> _GOAL OF THE EXERCISE_
Pick out and copy every line below that has the word "this".

Interface markup and scripts
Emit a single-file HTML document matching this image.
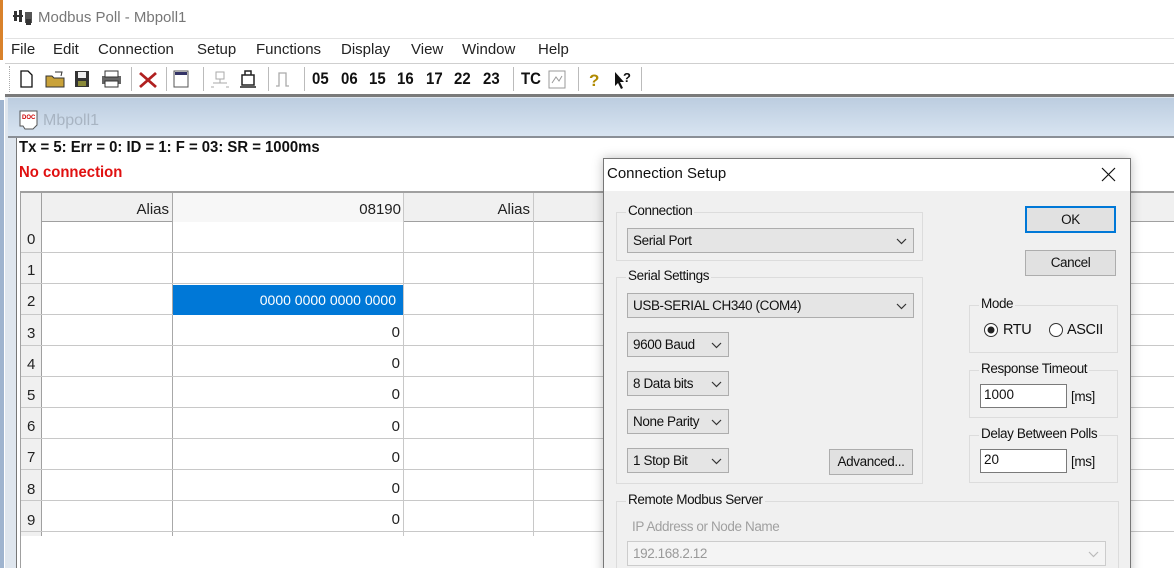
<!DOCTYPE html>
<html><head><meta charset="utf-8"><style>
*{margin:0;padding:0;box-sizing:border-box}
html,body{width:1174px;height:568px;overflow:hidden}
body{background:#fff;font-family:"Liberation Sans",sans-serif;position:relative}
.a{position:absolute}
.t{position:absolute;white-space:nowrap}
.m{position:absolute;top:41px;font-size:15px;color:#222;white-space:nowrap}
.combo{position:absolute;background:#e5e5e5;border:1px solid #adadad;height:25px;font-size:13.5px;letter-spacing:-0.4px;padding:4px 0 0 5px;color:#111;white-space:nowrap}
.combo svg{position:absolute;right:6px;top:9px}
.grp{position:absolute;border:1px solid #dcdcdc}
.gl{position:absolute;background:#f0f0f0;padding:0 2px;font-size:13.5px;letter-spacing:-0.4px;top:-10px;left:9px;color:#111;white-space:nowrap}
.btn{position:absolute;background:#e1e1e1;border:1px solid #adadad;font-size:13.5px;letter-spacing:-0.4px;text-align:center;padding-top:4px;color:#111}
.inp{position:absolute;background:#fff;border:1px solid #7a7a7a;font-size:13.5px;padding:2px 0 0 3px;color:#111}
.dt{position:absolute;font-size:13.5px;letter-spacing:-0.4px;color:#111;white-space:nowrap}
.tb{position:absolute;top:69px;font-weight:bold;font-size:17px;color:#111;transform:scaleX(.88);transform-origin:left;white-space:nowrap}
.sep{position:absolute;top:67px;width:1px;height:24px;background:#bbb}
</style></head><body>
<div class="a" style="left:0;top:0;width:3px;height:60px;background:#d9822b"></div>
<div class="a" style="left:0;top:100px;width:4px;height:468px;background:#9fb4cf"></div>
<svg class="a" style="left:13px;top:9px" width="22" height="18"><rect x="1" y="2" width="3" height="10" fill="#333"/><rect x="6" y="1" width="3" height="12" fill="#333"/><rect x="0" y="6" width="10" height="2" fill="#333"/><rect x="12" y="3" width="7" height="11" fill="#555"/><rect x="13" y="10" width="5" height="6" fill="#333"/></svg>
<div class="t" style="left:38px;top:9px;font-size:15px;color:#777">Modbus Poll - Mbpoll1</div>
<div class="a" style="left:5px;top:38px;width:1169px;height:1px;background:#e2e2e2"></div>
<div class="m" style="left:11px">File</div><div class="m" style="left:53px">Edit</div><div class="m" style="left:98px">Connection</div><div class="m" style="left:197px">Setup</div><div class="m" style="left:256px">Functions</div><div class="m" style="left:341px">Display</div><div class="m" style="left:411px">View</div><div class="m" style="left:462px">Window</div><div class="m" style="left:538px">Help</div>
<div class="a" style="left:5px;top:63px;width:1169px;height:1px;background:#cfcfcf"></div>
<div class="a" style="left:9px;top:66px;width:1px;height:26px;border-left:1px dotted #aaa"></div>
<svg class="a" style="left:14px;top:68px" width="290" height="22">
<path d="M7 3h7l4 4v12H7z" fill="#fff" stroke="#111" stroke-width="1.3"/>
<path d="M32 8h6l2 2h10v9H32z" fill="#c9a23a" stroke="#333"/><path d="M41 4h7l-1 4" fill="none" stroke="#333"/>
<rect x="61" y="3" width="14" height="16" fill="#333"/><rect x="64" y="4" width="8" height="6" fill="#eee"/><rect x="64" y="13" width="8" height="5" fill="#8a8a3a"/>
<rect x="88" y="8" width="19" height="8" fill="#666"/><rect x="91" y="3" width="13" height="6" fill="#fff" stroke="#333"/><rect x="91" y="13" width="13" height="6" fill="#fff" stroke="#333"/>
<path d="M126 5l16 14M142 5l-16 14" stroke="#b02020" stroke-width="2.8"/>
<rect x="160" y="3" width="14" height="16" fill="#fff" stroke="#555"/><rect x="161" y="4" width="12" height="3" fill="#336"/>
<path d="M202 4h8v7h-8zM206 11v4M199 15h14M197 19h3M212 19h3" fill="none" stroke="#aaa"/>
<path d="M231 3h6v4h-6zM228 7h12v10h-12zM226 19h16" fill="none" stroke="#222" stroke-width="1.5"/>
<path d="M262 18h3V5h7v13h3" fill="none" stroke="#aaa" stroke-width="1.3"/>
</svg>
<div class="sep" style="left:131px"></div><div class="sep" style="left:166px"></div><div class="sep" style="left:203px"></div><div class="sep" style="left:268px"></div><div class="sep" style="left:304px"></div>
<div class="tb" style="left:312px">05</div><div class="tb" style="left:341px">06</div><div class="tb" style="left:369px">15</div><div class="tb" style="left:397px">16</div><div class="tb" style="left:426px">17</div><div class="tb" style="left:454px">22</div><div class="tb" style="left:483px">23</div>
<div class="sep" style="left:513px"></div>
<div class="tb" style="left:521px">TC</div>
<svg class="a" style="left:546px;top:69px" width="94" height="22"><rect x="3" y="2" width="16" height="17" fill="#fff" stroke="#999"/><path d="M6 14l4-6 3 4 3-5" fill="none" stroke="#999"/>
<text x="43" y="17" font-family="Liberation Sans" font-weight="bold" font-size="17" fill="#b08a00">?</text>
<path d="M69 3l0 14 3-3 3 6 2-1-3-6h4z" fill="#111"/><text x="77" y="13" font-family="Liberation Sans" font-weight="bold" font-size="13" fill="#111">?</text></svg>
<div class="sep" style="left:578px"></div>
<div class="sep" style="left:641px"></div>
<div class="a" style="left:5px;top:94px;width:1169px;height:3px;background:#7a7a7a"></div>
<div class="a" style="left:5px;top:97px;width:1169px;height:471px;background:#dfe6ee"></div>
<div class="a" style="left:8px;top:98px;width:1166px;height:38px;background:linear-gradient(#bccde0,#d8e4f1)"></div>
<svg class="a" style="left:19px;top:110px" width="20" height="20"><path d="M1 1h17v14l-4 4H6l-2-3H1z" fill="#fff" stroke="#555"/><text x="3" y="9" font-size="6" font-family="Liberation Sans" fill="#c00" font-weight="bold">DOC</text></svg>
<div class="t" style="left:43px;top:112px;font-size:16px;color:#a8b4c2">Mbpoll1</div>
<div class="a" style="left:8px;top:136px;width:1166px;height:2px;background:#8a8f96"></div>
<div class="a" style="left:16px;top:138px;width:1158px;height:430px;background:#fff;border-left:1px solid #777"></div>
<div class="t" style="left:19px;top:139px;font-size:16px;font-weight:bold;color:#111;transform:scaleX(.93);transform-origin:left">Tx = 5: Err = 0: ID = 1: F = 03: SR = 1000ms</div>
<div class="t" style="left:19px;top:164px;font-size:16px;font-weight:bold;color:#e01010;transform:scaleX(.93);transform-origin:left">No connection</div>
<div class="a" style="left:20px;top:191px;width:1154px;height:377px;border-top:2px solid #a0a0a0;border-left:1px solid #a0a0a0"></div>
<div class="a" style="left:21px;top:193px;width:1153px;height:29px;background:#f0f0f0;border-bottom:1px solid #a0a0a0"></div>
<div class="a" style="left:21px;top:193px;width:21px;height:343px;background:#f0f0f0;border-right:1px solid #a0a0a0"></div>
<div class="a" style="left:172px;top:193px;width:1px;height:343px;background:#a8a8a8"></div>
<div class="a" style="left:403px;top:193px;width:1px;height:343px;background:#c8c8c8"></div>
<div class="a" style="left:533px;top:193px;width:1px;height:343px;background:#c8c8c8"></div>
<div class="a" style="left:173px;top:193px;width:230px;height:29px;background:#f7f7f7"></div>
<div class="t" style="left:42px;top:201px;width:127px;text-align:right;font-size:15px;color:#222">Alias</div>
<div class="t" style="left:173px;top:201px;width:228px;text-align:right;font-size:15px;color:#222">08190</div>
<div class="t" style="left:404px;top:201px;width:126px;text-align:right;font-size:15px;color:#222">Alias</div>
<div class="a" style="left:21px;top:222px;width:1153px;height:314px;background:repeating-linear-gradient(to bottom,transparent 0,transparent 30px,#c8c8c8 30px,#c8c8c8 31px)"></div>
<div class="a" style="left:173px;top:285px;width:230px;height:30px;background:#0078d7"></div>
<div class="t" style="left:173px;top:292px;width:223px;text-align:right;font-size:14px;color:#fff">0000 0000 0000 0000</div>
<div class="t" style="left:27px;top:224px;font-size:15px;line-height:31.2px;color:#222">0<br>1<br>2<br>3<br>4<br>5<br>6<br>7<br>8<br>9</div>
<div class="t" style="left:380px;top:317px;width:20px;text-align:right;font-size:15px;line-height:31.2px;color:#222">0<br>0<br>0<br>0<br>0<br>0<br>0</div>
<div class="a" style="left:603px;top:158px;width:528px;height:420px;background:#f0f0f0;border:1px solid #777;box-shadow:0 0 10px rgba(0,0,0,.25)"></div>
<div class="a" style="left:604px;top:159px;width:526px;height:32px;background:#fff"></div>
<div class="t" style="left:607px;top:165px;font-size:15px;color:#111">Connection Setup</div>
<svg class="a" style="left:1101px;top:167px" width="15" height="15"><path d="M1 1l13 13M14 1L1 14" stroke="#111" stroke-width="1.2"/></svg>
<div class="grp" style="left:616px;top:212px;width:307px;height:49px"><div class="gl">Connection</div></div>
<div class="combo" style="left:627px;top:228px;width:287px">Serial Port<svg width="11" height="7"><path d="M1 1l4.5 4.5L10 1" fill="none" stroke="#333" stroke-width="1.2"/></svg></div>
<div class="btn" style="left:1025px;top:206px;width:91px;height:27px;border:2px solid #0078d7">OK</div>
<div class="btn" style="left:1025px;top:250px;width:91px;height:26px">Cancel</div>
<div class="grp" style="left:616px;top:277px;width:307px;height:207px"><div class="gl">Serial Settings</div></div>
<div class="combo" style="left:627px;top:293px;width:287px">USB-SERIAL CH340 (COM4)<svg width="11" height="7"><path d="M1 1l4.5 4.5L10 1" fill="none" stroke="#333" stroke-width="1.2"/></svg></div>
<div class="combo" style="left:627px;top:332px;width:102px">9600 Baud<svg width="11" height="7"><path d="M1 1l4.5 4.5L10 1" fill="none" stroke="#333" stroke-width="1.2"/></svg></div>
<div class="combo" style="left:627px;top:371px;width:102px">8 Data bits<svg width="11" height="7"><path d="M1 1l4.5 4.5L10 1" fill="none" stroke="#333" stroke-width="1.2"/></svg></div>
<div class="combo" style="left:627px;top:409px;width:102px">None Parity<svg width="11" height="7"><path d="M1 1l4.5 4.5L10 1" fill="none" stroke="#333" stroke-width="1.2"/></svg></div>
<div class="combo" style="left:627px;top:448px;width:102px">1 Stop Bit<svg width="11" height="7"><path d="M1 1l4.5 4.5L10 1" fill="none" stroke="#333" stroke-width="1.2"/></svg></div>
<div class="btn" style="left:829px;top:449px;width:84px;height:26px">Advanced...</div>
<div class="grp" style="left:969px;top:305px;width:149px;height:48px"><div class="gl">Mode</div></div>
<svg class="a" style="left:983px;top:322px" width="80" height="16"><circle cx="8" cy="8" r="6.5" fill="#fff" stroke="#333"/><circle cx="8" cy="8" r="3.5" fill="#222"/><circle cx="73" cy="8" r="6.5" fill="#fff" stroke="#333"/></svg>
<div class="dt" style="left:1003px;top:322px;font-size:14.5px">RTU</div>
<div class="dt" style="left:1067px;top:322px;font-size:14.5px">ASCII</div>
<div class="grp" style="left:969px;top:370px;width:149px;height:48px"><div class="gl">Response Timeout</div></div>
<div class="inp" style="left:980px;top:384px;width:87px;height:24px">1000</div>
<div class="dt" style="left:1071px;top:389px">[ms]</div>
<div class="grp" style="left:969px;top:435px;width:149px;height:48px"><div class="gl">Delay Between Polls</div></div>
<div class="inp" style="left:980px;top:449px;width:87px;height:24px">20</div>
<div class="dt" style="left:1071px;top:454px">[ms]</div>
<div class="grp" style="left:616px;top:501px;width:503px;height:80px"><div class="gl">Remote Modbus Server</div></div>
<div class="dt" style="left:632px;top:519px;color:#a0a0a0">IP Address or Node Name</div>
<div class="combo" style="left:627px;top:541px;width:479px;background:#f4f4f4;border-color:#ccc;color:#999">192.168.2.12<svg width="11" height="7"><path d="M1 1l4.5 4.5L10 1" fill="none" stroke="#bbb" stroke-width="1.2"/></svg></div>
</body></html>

* * *

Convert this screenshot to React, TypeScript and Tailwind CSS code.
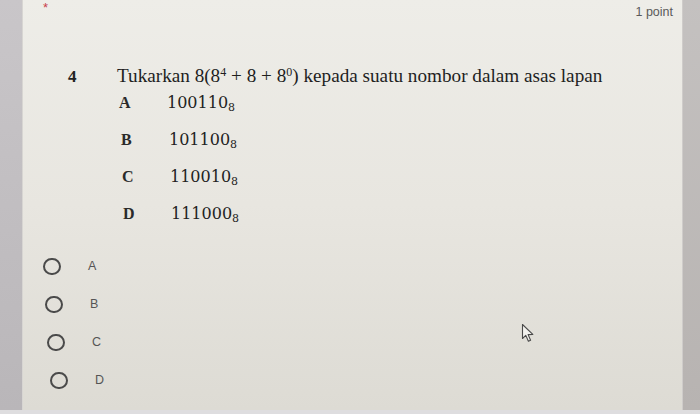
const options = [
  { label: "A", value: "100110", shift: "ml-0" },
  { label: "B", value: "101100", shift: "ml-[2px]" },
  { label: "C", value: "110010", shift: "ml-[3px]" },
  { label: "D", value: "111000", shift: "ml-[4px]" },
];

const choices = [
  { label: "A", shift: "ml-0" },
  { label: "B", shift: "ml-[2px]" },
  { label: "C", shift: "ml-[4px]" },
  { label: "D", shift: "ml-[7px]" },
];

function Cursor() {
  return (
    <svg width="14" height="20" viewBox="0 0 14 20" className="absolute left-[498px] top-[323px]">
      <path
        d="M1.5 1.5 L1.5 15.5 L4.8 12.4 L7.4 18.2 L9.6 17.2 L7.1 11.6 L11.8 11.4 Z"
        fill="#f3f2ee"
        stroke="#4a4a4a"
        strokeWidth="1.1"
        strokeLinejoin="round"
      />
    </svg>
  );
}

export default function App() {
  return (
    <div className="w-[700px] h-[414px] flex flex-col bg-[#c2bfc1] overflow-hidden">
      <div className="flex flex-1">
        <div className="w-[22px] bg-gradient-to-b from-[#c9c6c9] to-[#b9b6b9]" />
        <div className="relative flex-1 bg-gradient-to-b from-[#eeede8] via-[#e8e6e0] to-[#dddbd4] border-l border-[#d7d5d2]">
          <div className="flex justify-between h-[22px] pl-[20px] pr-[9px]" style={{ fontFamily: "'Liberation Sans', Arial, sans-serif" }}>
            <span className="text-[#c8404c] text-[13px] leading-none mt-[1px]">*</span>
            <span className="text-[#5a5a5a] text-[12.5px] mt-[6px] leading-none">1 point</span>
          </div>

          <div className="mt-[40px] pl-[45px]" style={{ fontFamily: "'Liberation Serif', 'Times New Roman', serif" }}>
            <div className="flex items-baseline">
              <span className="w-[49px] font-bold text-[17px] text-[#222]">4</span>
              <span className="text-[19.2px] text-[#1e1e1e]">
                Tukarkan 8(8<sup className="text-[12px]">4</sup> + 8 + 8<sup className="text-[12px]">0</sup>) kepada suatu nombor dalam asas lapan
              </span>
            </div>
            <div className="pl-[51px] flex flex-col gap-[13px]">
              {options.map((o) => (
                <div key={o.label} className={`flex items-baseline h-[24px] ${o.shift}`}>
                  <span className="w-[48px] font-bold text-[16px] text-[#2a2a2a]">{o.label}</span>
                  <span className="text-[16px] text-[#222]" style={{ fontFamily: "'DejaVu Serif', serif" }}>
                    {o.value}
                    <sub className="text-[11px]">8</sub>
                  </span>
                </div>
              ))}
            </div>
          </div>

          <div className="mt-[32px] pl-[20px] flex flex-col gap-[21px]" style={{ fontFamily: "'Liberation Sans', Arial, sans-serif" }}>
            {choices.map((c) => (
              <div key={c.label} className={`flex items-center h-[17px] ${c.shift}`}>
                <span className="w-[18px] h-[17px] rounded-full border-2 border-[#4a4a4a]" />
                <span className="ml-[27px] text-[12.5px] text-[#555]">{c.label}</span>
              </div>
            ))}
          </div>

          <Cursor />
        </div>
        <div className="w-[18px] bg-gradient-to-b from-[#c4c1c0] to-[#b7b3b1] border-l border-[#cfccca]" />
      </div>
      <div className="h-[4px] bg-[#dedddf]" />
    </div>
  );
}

> _ANSWER TO THE EXERCISE_
Emit a single-file HTML document matching this image.
Convert this screenshot to React, TypeScript and Tailwind CSS code.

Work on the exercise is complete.